Exercise prompt. State how many lines in the entries below contain "this". Write nothing but the number.

─── Data shown ───

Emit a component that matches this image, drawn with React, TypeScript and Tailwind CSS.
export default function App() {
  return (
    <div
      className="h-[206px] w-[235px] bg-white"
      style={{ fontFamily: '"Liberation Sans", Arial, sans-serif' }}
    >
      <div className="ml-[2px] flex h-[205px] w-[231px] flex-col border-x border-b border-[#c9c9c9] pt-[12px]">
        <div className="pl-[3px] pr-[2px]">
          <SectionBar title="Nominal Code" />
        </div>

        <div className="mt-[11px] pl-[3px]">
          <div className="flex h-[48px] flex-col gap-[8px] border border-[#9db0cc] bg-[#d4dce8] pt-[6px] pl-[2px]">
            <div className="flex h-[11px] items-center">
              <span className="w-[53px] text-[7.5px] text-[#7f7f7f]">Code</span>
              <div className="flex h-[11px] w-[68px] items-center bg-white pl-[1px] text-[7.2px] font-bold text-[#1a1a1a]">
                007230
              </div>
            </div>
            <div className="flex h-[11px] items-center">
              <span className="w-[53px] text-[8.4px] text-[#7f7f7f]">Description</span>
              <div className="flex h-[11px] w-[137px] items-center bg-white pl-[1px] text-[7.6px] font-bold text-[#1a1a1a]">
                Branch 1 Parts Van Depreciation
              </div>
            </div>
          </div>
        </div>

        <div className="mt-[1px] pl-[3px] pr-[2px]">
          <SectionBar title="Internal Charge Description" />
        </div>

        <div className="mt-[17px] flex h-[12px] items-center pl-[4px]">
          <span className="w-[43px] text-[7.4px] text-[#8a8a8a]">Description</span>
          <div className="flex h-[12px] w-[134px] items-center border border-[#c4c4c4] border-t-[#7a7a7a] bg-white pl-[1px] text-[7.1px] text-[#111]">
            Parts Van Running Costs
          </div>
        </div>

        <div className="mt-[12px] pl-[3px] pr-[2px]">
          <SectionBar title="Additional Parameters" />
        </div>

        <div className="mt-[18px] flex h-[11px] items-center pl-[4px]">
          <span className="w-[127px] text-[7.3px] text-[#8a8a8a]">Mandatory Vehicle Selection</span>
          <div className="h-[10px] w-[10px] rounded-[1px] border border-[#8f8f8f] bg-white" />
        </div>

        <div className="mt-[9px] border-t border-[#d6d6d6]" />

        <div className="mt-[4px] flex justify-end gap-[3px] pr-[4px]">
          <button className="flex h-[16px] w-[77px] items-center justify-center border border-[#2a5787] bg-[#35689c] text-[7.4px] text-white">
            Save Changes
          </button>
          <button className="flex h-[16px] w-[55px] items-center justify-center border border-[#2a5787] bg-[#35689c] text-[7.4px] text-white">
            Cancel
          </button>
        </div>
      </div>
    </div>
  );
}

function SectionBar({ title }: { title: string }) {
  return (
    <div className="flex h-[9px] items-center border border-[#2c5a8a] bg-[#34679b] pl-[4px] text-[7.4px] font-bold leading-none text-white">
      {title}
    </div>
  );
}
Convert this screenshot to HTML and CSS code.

───

Solution. 2